What’s there to say about Legosi here, other than he’s eternally fused to this role? His natural speech inflections are synonymous with any and every rendition of the fictional monster.
Dracula features some truly great shots and excellent use of lighting that could only be achieved this effectively in black-and-white, ultimately enhancing Lugosi’s macabre presence.
Universal’s Dracula is often compared to the studio’s other 1931 monster movie, Frankenstein, starring Boris Karloff. And rightly so. While Frankenstein is groundbreaking in many ways, Dracula is a much better executed film as a whole. Where the same absence of sound in Frankenstein affects the final product negatively, the sound of silence in Dracula enhances the experience. Frankenstein requires the epicness that would come with a musical score, but Count Dracula moves with such creepiness and intent that his character manifests that epicness himself.
Dracula as a monster is much more terrifying. He’s more sentient, unlike Frankenstein’s monster who always acts on his animalistic instincts. But what makes Dracula so scary is how he’s still driven by those instincts while also being lucid and human at the same time.

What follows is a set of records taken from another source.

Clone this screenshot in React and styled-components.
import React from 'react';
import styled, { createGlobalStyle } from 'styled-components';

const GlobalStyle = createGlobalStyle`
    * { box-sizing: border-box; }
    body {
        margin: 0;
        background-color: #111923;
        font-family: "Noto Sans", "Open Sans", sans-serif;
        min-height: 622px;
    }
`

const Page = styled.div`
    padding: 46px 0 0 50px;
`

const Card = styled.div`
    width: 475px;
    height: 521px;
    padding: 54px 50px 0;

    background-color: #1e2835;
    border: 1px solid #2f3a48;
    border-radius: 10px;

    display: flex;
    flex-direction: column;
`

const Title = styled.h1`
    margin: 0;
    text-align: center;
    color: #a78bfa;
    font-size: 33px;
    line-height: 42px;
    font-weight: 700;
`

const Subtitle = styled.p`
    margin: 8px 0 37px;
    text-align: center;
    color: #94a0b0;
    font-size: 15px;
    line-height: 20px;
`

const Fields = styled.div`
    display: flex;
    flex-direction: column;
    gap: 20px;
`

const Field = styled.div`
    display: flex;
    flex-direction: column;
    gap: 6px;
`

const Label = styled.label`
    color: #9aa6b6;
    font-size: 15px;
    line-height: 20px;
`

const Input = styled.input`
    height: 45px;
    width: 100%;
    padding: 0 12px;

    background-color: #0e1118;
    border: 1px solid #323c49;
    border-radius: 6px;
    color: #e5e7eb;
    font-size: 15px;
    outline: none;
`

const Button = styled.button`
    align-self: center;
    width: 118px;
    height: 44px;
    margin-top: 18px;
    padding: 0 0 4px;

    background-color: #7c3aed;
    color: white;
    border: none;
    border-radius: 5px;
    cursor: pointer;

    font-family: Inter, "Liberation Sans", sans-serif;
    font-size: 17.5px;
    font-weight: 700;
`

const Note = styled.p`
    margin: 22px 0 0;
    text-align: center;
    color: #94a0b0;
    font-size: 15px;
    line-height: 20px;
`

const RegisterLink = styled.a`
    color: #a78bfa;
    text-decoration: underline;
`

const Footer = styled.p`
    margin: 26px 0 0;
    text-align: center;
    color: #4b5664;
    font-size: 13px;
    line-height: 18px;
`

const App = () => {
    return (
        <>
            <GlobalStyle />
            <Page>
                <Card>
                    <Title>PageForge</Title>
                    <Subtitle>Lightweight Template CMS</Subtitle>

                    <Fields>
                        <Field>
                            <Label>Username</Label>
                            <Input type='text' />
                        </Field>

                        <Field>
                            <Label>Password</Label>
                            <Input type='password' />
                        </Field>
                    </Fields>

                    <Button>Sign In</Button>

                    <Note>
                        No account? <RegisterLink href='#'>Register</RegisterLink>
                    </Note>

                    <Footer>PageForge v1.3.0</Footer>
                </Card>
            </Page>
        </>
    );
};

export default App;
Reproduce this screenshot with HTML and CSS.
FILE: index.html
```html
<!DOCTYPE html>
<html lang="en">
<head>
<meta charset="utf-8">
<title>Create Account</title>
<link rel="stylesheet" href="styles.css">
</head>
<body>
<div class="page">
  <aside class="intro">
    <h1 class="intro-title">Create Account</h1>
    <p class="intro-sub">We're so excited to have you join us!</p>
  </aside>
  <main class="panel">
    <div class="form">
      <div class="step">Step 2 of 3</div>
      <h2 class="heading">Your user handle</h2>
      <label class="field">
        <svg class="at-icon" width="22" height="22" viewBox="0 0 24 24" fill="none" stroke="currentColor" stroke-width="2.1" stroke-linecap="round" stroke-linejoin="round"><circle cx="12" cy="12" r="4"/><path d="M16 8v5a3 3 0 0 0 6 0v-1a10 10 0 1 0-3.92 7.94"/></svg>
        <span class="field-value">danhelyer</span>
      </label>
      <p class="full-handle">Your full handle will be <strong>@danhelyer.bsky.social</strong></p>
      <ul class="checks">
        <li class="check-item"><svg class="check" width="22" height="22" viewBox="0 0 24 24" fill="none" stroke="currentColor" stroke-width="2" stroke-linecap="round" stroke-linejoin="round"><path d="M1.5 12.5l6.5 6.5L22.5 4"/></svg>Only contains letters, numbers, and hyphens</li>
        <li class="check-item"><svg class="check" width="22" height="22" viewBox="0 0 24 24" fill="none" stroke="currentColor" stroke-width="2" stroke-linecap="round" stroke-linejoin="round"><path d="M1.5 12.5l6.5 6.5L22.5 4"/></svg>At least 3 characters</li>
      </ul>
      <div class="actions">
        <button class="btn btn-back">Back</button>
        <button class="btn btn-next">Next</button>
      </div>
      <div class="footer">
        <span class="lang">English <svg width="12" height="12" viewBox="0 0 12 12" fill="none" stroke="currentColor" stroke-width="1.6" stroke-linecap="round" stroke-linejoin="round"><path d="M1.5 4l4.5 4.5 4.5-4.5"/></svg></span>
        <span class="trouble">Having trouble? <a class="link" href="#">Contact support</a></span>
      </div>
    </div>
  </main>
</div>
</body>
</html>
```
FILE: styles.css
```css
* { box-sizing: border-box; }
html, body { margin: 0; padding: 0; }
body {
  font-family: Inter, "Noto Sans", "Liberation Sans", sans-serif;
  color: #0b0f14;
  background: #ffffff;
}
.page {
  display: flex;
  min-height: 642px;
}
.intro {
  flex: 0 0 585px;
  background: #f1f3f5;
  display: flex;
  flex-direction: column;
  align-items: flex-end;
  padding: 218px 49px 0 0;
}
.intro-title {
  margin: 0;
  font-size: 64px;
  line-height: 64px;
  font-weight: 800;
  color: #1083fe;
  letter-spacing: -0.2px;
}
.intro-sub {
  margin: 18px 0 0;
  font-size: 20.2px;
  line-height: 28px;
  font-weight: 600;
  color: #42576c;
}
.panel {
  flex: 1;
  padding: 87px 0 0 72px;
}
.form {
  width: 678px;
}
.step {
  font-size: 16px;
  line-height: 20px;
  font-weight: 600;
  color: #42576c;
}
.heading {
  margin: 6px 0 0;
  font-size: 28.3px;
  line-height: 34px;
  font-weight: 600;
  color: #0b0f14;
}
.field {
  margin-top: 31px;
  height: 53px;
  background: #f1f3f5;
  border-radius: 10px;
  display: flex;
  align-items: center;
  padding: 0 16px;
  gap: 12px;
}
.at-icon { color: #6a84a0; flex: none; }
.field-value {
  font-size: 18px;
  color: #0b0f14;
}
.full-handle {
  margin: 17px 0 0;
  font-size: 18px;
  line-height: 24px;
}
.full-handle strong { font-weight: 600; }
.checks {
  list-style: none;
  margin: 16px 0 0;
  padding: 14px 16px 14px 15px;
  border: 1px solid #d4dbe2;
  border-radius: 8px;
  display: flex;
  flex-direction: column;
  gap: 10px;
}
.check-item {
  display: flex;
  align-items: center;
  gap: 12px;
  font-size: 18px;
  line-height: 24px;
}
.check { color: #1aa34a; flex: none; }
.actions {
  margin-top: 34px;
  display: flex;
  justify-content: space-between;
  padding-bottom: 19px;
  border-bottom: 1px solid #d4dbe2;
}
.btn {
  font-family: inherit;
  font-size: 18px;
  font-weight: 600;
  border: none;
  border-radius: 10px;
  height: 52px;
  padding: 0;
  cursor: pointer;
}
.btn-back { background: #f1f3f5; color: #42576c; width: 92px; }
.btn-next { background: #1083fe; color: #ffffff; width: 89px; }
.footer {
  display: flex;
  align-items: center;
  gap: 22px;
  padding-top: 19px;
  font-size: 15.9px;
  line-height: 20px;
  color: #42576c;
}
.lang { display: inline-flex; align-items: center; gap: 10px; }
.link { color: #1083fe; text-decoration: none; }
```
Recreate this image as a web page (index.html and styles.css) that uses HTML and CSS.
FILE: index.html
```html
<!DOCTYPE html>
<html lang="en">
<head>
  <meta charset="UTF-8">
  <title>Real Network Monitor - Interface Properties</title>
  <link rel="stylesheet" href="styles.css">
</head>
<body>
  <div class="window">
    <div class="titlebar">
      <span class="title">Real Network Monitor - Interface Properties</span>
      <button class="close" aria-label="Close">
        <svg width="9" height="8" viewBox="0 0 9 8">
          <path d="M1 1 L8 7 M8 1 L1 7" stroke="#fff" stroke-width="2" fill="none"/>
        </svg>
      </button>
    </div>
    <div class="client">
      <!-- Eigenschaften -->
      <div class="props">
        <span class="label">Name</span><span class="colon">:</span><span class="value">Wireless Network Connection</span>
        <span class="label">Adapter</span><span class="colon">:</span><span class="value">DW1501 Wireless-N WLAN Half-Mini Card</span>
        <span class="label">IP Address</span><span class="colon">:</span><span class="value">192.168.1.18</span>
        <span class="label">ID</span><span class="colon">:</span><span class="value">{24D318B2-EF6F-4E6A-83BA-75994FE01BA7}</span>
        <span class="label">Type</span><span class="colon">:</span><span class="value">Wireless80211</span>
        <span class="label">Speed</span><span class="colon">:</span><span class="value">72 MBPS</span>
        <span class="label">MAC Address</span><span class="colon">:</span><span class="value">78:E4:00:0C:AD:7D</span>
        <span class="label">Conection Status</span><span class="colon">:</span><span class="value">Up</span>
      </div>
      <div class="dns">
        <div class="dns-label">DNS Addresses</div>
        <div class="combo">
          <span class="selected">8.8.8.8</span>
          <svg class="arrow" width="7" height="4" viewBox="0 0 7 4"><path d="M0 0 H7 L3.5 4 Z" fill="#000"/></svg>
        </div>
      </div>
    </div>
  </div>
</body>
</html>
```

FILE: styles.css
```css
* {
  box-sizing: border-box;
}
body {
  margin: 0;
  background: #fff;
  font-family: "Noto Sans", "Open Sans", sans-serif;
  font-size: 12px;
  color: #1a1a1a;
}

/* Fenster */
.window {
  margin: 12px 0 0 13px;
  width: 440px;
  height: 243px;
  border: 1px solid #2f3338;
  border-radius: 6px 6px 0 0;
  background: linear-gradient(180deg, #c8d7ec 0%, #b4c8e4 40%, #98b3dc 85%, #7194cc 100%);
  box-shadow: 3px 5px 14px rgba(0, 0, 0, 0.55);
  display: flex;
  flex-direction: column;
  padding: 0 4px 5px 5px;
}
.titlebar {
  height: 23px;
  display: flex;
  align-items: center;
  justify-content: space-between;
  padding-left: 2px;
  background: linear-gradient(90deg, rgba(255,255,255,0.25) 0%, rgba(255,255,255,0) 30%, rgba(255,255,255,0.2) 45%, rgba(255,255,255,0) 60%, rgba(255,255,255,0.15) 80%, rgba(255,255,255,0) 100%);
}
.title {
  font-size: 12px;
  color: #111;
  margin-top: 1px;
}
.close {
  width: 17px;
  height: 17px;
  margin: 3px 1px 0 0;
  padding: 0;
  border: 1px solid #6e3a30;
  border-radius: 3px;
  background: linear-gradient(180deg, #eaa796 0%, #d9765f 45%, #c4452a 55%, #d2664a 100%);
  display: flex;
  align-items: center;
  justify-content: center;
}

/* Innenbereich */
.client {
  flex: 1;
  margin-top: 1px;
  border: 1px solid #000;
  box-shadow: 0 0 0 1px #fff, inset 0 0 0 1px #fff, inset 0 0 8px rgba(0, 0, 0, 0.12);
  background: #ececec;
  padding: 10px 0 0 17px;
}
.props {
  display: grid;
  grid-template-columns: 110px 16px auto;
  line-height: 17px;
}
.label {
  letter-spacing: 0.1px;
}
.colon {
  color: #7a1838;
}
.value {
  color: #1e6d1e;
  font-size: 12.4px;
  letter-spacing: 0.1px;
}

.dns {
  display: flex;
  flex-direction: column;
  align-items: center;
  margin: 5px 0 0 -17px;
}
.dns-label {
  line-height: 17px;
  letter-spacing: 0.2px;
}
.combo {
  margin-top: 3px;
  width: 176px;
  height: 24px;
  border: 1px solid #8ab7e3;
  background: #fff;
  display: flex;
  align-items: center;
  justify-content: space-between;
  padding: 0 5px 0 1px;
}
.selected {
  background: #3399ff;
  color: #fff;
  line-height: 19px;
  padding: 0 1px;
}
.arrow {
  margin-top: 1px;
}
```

Though Dracula does lack the depth of Frankenstein, it has a certain darkness and carefully reserved violence that makes the film much more similar to modern horror films.
Compared to a newer movie, of course, the pacing is really inconsistent, with most of the meandering happening within the 2nd act. Certain plot details are muddled, but that’s just a sign of age. However, what does hold up is the biting dialogue and a script that doesn’t contain any bad lines.
Dracula creates its atmosphere through a slow build-up that ultimately results in a chilling climax. We’re spared the gruesome details of the violent acts because this was the 1930s and the filmmakers didn’t need to show them in order for their movie to be effective as a horror film. Dracula proves that you can create genuine scares through well-placed silence, sinister acting, and brilliant camera work.